It’d be great, if more people could test this, on your boards, and
report back.
I propose, to submit the change-sets before the next release, and to
enable LTO for libpayload by default, and to disable it for coreboot by
default.
Big thanks again to Jacob for doing this. (My attempt doing this for
GRUB failed. ;-))
Kind regards,
Paul
[1]: https://review.coreboot.org/c/coreboot/+/38989
[2]: https://review.coreboot.org/c/coreboot/+/38291
Hi Julius and Nico,
Thanks for the feedback!
Did you find out any particular (magic) construct we are currently using
> that fails? Or is it the overall complexity of the script?
>
It trips on some arithmetics but I don't fully understand it yet, so my
attempt was trial and error to get something linking and booting.
Btw. can clang+lld with LTO still link against GCC objects, e.g.
> libgfxinit?
Linking is possible, but it cannot optimize that ofc. btw sometimes it's
necessary to skip LTO on some specific C code like the arm eabi_compat.c .
As a sidenote maybe https://github.com/AdaCore/gnat-llvm is an interesting
route to have LTO in the clang with libgfxinit combo?
Do you have a rough list of the types of things that the LLD linker
> cannot deal with (e.g. there seems to be something about not using a
> symbol before it was defined, like with BOOTBLOCK_TOP, but then it
> doesn't seem to apply everywhere, e.g. for ID_SECTION it still seems
> to work?), so we can get an idea what kind of limitations we'd be
> accepting here for both current and future linker scripting?
>
I'm not sure yet why LLD isn't happy about some arithmetics in the linker
script. I'll investigate to get a clearer picture.
I
> wouldn't mind some rewrites to the x86 bootblock script in general,
> since some of it honestly seems unnecessarily convoluted anyway, but
> it's more concerning if you need to drop features (like commenting out
> all of those asserts at the end) when there's no way to make something
> similar work with LLD.
The asserts don't work because of the LTO and LLD combination. The
_bootblock / _ebootblock symbols get optimized away and are somehow set to
0. Referring to them inside the code would fix that.
https://review.coreboot.org/c/coreboot/+/71871 is also a way to deal with
it.
Also, are you sure that all the Arm boards are fine? Did you do a full
> abuild and then also compare the images (with BUILD_TIMELESS) to make
> sure the layouts didn't actually shift? We do a bunch of complicated
> things in our linker scripts, I'm actually surprised that LLD would be
> fine with everything besides the x86 bootblock (it didn't use to be at
> all a couple of years ago, but I guess they may have improved it).
>
I only played with qemu on arm and arm64 and those still worked. Some more
in depth comparison of the elf output is indeed needed. For instance with
x86 stages it tripped the cbfstool assertion that loadable sections need to
be consecutive.
I think the other big question here is: why do we care about clang at
> all?

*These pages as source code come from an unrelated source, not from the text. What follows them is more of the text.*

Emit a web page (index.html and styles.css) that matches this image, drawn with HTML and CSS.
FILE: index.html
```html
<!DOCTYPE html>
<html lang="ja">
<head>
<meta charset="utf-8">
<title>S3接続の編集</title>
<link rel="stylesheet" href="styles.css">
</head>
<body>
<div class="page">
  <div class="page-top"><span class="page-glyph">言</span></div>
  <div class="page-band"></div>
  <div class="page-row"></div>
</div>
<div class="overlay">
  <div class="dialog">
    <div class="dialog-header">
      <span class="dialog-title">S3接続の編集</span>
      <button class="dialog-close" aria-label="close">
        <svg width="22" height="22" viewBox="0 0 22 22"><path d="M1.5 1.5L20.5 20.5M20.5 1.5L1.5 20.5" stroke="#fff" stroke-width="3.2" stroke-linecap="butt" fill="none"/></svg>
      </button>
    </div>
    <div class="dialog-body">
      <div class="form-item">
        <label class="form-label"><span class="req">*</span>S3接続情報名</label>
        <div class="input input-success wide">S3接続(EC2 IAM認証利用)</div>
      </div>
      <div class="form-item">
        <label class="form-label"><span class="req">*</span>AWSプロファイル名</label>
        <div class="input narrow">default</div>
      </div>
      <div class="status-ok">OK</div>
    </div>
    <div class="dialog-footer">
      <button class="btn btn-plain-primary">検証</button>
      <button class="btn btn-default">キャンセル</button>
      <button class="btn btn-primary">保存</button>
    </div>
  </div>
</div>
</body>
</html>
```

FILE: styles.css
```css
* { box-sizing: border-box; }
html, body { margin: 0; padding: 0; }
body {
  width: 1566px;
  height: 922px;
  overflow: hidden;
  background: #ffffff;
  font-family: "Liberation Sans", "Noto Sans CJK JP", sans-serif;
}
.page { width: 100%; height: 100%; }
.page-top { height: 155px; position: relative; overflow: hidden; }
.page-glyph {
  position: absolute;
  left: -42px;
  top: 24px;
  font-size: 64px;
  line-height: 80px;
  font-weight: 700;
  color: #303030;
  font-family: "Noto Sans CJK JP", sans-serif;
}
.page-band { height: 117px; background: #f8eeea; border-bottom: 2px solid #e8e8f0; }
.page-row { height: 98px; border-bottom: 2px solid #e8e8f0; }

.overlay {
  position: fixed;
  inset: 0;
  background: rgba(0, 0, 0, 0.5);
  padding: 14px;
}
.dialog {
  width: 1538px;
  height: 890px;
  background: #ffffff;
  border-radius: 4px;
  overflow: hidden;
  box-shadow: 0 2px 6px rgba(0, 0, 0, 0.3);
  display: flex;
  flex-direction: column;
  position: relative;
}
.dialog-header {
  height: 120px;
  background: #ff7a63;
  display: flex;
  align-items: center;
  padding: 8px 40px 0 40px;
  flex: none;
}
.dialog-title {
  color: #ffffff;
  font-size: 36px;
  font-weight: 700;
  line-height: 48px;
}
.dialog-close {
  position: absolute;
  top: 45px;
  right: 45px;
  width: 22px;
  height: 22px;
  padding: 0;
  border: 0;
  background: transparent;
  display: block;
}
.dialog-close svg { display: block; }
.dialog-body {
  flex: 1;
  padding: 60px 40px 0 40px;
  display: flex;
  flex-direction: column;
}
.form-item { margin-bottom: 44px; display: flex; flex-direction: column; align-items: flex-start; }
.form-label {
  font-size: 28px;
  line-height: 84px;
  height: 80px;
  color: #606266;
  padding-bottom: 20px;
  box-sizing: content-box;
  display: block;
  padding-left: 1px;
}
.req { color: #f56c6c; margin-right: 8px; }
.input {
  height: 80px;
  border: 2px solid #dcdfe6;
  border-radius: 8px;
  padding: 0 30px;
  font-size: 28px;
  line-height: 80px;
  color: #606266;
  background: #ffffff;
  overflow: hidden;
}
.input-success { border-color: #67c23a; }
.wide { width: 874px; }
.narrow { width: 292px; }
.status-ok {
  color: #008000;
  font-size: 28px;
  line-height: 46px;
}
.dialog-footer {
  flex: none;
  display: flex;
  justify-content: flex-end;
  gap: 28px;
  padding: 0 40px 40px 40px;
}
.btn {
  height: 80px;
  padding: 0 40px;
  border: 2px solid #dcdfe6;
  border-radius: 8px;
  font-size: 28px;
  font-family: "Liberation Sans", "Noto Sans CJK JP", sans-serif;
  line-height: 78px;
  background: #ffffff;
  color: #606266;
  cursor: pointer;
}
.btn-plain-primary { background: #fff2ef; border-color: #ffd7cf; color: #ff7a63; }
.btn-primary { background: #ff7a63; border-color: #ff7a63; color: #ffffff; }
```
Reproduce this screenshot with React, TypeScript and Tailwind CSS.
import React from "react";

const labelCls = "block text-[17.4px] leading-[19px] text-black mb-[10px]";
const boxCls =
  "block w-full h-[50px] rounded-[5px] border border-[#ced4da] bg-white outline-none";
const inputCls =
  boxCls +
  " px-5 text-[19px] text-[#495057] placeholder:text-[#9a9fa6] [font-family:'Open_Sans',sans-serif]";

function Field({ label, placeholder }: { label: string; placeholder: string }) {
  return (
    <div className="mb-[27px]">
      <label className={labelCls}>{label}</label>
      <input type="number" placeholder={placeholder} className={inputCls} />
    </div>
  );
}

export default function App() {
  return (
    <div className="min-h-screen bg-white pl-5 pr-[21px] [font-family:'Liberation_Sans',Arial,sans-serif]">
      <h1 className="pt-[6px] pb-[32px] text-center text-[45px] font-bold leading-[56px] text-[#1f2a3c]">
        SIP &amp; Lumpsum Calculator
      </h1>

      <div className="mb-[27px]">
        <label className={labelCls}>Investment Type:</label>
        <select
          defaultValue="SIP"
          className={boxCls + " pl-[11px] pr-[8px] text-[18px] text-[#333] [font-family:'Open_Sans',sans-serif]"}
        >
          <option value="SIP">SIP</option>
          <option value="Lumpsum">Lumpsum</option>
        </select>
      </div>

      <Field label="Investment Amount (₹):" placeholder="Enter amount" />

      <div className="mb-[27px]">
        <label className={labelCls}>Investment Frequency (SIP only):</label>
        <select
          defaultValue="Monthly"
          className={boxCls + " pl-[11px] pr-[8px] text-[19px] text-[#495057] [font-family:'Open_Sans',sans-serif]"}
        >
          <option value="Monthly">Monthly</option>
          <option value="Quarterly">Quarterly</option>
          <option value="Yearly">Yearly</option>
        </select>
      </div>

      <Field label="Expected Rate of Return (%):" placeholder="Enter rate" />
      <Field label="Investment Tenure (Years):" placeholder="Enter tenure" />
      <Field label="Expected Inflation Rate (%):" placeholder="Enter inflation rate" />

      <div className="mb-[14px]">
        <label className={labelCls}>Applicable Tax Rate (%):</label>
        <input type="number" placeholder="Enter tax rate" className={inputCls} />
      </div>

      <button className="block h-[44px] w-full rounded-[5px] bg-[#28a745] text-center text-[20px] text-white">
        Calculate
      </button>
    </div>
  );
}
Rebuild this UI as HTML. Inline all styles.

If GCC can do LTO with BFD, why don't we just stick with that? My
> understanding was that people just added clang support to coreboot
> "for fun" to see if it was possible, and we said okay as long as you
> can do it without having to break any code. But now if we do need to
> make meaningful code changes to support it, should we reexamine why we
> want it at all? Is anyone actually using it in a production use case
> (and if so, why)?
I personally have clang set as the default compiler on my system using
site-local/Kconfig. I prefer its error messages. It also generates a bit
different errors/warnings as GCC, so that's always nice in CI. Clang trades
blows with GCC on code size. Especially with LTO clang can sometimes result
in 10% smaller binaries than GCC LTO binaries. Last time I checked Linux
only supports LTO with clang (that might not be true anymore), although I'm
not so sure why. If newer language support like rust or zig is desirable in
the future, then LTO with clang will work more easily, as the same LLVM IR
is used. One cool feature of clang is that it can do reflection on C
structs with compiler builtins:
https://review.coreboot.org/c/coreboot/+/72460 . So in my opinion it's a
tooling option worth exploring. "For fun" often precedes production use :-)
.
Arthur
On Sat, Feb 24, 2024 at 10:55 PM Nico Huber <nico.h(a)gmx.de> wrote:
> Hi Arthur,
>
> this sounds very interesting.
>
> On 23.02.24 17:47, Arthur Heymans wrote:
> > So my question would be, whether we want to support non BFD linkers and
> > therefore not support all the magic in linker scripts we currently have.
>
> Did you find out any particular (magic) construct we are currently using
> that fails? Or is it the overall complexity of the script?
>
> I was already wondering lately if we shouldn't split the complex x86
> linker script for different use cases (e.g. native, FSP, etc.). If we
> had three scripts instead of one, we would sometimes have to make the
> same change in multiple files. But, OTOH, I don't think we touch the
> linker scripts that much. And every time I look into the x86 one, it
> seems hard to find top and bottom.
>
> > If non BFD linkers are acceptable, how do you propose we deal with it?
> When
> > not using LTO you could in principle use a different linker of your
> > choosing. Should we just move to lld to make sure CI is happy about
> linker
> > scripts? Should it be an option, but then we won?t have CI being able to
> > test it except on a few boards put in configs/ ? Maybe have both, but
> then
> > change the default once LLD is known to work well enough? Sidenote: LLD
> is
> > faster than BFD but linking is not an expensive step in coreboot anyway.
>
> I wouldn't mind switching to LLD. Would prefer that we focus on a
> single linker, though. There is some soothing feeling when one knows
> that everybody is using the same toolchain, and chances that bugs are
> discovered early are higher.
>
> Btw. can clang+lld with LTO still link against GCC objects, e.g.
> libgfxinit?
>
> Nico
>
>
Hi Arthur,
this sounds very interesting.
On 23.02.24 17:47, Arthur Heymans wrote:
> So my question would be, whether we want to support non BFD linkers and
> therefore not support all the magic in linker scripts we currently have.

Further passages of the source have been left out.